I hate to say this, but modern compilers already do this for generated runtime code when dividing by a constant. Here's dmd's version:

  https://github.com/dlang/dmd/blob/master/src/ddmd/backend/divcoeff.c
May 14, 2017
On Sunday, 14 May 2017 at 15:30:19 UTC, Walter Bright wrote:
> On 5/14/2017 3:39 AM, Tomer Filiba wrote:
>> Of course it only applies to runtime division -- the compiler can do the same if
>> the divisor is known in compile time.
>
> I hate to say this, but modern compilers already do this for generated runtime code when dividing by a constant. […]

As Tomer points out, a runtime implementation can still be useful if the divisor is only known dynamically (but constant across number of operations).

 — David
May 15, 2017
On Sunday, May 14, 2017 16:20:21 David Nadlinger via Digitalmars-d-announce wrote:
> On Sunday, 14 May 2017 at 15:30:19 UTC, Walter Bright wrote:
> > On 5/14/2017 3:39 AM, Tomer Filiba wrote:
> >> Of course it only applies to runtime division -- the compiler
> >> can do the same if
> >> the divisor is known in compile time.
> >
> > I hate to say this, but modern compilers already do this for generated runtime code when dividing by a constant. […]
>
> As Tomer points out, a runtime implementation can still be useful if the divisor is only known dynamically (but constant across number of operations).

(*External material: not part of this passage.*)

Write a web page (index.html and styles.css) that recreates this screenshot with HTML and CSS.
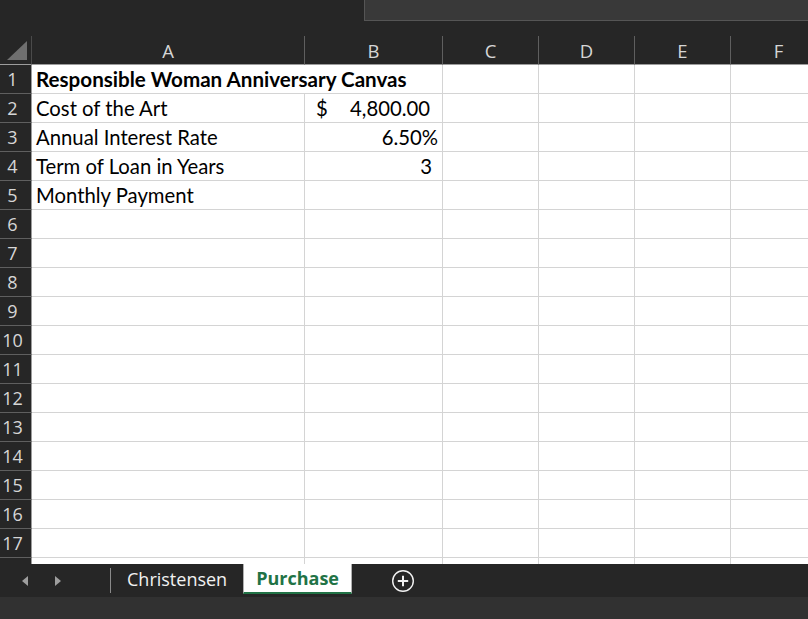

Liran was telling me last year about how the folks at Weka had used this to speed up the stuff in core.time and std.datetime in their local branch and wanted me to look into updating the official implementation to use it (unfortunately, I haven't had the time to spend on D that I would have liked and haven't managed to look into that yet - though that would require putting at least some of this in druntime). I confess though that I was highly confused about the whole thing, because it sounded like this was an optimization that the compiler already did, and yet the Weka guys were having to use libdivide some portion of the time. I suppose that it makes sense though if the issue is that the divisor is not known until runtime. But unfortunately, my understanding of compiler optimizations like this is fairly poor.

- Jonathan M Davis


May 15, 2017
On 5/15/2017 3:51 AM, Jonathan M Davis via Digitalmars-d-announce wrote:
> Liran was telling me last year about how the folks at Weka had used this to
> speed up the stuff in core.time and std.datetime in their local branch and
> wanted me to look into updating the official implementation to use it
> (unfortunately, I haven't had the time to spend on D that I would have liked
> and haven't managed to look into that yet - though that would require
> putting at least some of this in druntime). I confess though that I was
> highly confused about the whole thing, because it sounded like this was an
> optimization that the compiler already did, and yet the Weka guys were
> having to use libdivide some portion of the time. I suppose that it makes
> sense though if the issue is that the divisor is not known until runtime.
> But unfortunately, my understanding of compiler optimizations like this is
> fairly poor.


One can do things like this:

    if (divisor == 10)
        foreach (i; 1..1000)
            result += i / 10;  // compiler generates faster code here
    else
         foreach (i; 1..1000)
            result += i / divisor;

if one knows in advance popular values of divisor. This sort of thing is already done in Phobos when converting numbers <==> strings (optimizing for radix==10).